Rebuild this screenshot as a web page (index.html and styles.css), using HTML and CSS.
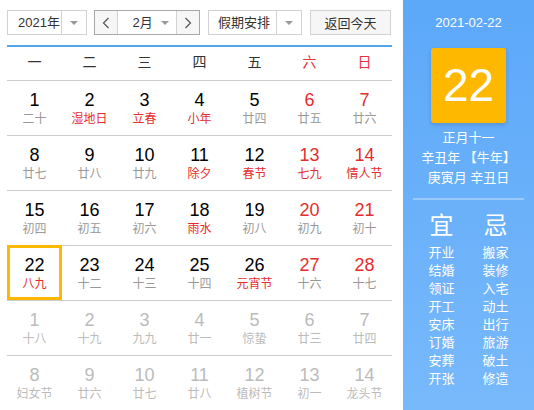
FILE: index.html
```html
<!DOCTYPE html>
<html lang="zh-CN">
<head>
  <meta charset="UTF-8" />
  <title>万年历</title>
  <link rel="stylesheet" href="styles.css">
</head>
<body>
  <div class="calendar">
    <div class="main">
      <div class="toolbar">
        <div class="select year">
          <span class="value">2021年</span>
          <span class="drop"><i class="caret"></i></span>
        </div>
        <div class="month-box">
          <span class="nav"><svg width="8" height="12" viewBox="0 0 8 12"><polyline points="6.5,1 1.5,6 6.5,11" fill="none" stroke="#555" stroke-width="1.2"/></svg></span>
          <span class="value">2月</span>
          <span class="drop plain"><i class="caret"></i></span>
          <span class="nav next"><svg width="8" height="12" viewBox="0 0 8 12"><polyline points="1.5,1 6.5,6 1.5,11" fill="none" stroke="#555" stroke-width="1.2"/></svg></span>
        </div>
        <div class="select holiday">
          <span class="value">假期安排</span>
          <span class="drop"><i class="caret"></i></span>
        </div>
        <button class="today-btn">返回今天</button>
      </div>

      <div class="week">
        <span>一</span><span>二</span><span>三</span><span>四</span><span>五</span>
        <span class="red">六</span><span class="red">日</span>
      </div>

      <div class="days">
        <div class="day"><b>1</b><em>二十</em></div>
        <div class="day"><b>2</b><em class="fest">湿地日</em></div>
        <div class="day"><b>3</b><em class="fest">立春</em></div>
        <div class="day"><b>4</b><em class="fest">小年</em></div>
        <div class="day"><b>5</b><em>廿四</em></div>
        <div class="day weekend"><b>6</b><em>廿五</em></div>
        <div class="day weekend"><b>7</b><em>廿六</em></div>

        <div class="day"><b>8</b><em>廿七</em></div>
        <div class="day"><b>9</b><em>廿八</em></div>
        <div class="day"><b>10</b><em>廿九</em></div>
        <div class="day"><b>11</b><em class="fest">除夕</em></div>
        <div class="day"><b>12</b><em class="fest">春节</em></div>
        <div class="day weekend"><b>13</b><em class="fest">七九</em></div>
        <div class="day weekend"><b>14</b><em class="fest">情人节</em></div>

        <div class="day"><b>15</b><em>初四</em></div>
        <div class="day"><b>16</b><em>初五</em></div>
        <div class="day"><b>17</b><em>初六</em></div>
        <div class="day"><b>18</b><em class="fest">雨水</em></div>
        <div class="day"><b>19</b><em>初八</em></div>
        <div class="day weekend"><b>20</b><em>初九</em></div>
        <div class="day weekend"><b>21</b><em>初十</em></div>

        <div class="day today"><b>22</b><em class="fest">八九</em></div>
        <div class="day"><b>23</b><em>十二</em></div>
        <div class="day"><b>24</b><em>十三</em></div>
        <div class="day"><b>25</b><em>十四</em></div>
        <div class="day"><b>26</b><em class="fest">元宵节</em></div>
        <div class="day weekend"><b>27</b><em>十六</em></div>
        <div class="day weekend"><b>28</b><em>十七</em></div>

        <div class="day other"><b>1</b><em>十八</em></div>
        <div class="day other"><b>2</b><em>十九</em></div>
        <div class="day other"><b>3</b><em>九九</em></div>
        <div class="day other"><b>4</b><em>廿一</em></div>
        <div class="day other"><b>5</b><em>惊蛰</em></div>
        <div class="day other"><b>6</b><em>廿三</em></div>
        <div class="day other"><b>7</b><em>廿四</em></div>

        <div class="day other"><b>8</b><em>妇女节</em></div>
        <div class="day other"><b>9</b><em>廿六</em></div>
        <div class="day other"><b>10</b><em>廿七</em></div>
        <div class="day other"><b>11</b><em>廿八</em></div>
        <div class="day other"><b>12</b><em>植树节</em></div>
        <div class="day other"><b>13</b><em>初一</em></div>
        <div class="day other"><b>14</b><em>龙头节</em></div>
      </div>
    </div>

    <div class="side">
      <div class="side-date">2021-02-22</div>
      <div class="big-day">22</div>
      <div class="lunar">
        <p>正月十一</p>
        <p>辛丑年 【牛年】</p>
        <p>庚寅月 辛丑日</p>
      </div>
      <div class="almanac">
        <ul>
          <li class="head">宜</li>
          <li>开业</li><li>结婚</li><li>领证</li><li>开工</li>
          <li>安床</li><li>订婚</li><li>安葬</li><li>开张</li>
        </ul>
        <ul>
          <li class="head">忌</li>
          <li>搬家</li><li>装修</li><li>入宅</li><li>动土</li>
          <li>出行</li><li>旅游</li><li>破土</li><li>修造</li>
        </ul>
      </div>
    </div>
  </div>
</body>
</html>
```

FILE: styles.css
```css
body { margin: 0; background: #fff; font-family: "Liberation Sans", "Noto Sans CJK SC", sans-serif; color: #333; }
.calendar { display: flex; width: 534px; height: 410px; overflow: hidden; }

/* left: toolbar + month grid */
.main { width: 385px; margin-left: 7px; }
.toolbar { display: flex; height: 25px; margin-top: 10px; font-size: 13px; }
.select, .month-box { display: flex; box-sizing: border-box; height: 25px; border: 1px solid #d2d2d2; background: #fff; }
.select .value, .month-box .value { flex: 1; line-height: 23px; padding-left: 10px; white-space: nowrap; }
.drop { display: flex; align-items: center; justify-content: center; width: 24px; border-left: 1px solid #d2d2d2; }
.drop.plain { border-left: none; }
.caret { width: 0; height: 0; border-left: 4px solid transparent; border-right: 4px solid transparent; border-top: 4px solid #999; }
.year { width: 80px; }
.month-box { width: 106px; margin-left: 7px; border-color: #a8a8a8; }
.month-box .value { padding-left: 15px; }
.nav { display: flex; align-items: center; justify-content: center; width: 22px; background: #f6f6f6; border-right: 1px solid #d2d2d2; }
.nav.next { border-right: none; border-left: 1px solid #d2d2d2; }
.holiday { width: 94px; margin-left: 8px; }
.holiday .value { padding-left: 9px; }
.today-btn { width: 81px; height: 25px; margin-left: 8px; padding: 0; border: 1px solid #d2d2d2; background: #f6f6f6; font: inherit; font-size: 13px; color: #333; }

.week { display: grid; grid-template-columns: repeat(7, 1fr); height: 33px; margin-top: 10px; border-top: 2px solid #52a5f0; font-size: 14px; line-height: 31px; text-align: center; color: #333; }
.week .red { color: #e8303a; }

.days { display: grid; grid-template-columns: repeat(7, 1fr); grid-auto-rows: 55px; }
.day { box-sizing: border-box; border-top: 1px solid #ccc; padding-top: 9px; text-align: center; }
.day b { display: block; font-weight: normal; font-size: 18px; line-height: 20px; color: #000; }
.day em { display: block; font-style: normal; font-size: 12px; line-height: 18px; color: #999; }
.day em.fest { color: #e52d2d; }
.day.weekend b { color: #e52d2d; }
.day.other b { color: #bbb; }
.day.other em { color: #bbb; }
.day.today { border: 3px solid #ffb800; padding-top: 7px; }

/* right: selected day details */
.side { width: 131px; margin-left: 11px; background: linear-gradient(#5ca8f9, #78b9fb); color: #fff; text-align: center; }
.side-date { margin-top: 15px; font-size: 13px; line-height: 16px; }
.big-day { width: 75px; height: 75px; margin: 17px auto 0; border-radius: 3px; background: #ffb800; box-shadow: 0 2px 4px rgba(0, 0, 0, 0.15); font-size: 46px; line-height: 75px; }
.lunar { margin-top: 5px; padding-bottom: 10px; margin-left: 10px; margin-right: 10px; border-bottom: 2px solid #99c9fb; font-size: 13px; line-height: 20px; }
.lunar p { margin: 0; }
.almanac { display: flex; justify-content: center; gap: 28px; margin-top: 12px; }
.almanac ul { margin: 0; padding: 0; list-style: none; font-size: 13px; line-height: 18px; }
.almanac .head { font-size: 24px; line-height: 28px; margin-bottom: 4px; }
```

□ □ □ □ □

Search the lines above for the string "styles", then show every one that has it.

Rebuild this screenshot as a web page (index.html and styles.css), using HTML and CSS.
  <link rel="stylesheet" href="styles.css">
FILE: styles.css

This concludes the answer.